— begin —

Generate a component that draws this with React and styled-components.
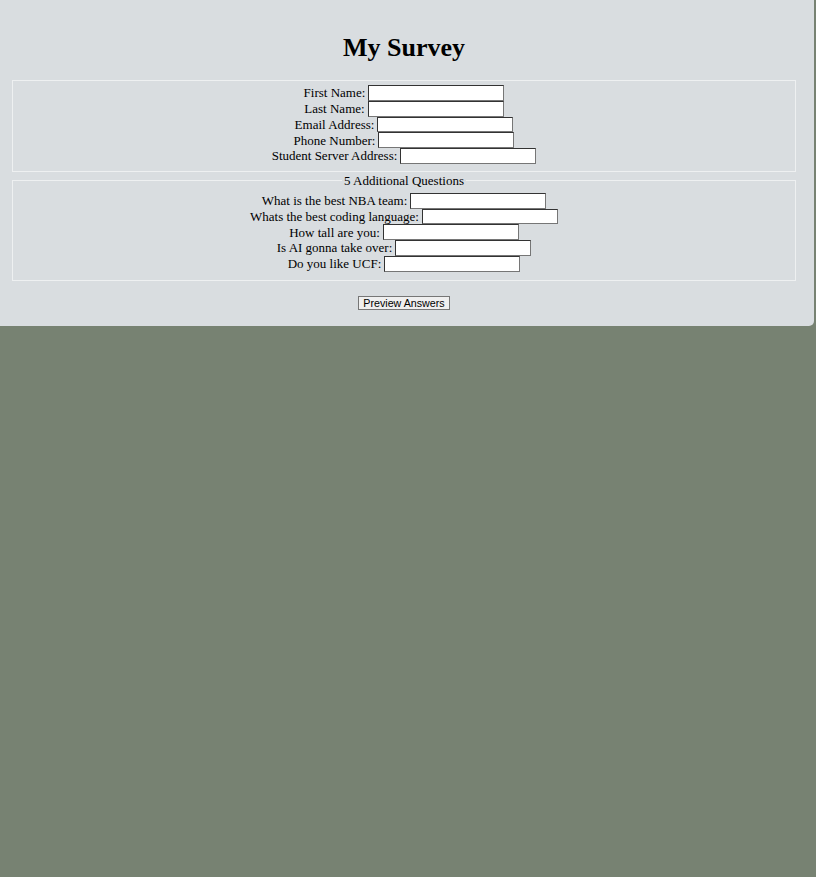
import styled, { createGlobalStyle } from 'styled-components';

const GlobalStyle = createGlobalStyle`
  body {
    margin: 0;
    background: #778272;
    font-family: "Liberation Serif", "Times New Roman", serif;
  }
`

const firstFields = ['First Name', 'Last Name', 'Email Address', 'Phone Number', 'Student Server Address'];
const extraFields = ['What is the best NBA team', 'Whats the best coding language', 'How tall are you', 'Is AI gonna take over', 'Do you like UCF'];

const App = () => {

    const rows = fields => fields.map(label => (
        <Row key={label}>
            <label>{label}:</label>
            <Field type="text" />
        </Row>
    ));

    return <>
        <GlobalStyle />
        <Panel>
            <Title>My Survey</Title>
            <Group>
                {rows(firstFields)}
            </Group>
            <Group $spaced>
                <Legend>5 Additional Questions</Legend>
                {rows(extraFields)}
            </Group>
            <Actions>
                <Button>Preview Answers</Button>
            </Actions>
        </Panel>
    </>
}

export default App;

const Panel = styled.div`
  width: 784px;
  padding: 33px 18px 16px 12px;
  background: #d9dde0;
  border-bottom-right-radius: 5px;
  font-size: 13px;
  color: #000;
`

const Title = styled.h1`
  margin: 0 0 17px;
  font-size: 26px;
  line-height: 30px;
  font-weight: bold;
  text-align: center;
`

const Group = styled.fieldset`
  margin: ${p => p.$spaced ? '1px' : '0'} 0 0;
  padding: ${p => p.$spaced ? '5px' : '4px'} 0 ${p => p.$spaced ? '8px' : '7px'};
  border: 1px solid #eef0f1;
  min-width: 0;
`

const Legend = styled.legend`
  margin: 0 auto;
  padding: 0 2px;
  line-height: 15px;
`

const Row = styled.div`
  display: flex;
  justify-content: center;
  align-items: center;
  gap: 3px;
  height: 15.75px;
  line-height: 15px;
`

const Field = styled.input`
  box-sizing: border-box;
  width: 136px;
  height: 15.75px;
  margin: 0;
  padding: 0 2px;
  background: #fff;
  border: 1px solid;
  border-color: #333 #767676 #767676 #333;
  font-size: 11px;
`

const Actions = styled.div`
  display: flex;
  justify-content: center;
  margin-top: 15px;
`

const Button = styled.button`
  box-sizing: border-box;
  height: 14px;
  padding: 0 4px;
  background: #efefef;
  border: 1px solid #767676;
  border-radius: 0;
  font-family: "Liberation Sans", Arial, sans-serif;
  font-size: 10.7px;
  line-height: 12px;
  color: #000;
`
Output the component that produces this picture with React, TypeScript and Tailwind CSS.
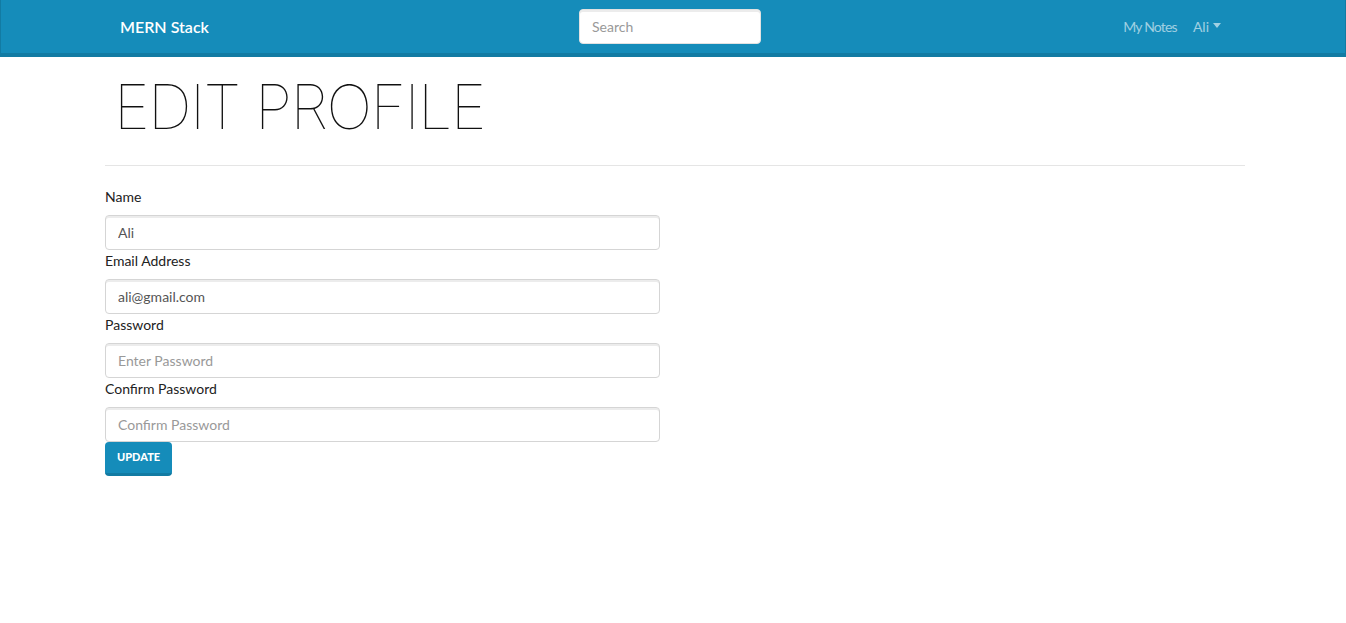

— end —

> **Task to carry out**:
Pictures are to be left out; repeat all the remaining data exactly.

> **Response**:
Generate a component that draws this with React and styled-components.
import styled, { createGlobalStyle } from 'styled-components';

const GlobalStyle = createGlobalStyle`
  body {
    margin: 0;
    background: #778272;
    font-family: "Liberation Serif", "Times New Roman", serif;
  }
`

const firstFields = ['First Name', 'Last Name', 'Email Address', 'Phone Number', 'Student Server Address'];
const extraFields = ['What is the best NBA team', 'Whats the best coding language', 'How tall are you', 'Is AI gonna take over', 'Do you like UCF'];

const App = () => {

    const rows = fields => fields.map(label => (
        <Row key={label}>
            <label>{label}:</label>
            <Field type="text" />
        </Row>
    ));

    return <>
        <GlobalStyle />
        <Panel>
            <Title>My Survey</Title>
            <Group>
                {rows(firstFields)}
            </Group>
            <Group $spaced>
                <Legend>5 Additional Questions</Legend>
                {rows(extraFields)}
            </Group>
            <Actions>
                <Button>Preview Answers</Button>
            </Actions>
        </Panel>
    </>
}

export default App;

const Panel = styled.div`
  width: 784px;
  padding: 33px 18px 16px 12px;
  background: #d9dde0;
  border-bottom-right-radius: 5px;
  font-size: 13px;
  color: #000;
`

const Title = styled.h1`
  margin: 0 0 17px;
  font-size: 26px;
  line-height: 30px;
  font-weight: bold;
  text-align: center;
`

const Group = styled.fieldset`
  margin: ${p => p.$spaced ? '1px' : '0'} 0 0;
  padding: ${p => p.$spaced ? '5px' : '4px'} 0 ${p => p.$spaced ? '8px' : '7px'};
  border: 1px solid #eef0f1;
  min-width: 0;
`

const Legend = styled.legend`
  margin: 0 auto;
  padding: 0 2px;
  line-height: 15px;
`

const Row = styled.div`
  display: flex;
  justify-content: center;
  align-items: center;
  gap: 3px;
  height: 15.75px;
  line-height: 15px;
`

const Field = styled.input`
  box-sizing: border-box;
  width: 136px;
  height: 15.75px;
  margin: 0;
  padding: 0 2px;
  background: #fff;
  border: 1px solid;
  border-color: #333 #767676 #767676 #333;
  font-size: 11px;
`

const Actions = styled.div`
  display: flex;
  justify-content: center;
  margin-top: 15px;
`

const Button = styled.button`
  box-sizing: border-box;
  height: 14px;
  padding: 0 4px;
  background: #efefef;
  border: 1px solid #767676;
  border-radius: 0;
  font-family: "Liberation Sans", Arial, sans-serif;
  font-size: 10.7px;
  line-height: 12px;
  color: #000;
`
Output the component that produces this picture with React, TypeScript and Tailwind CSS.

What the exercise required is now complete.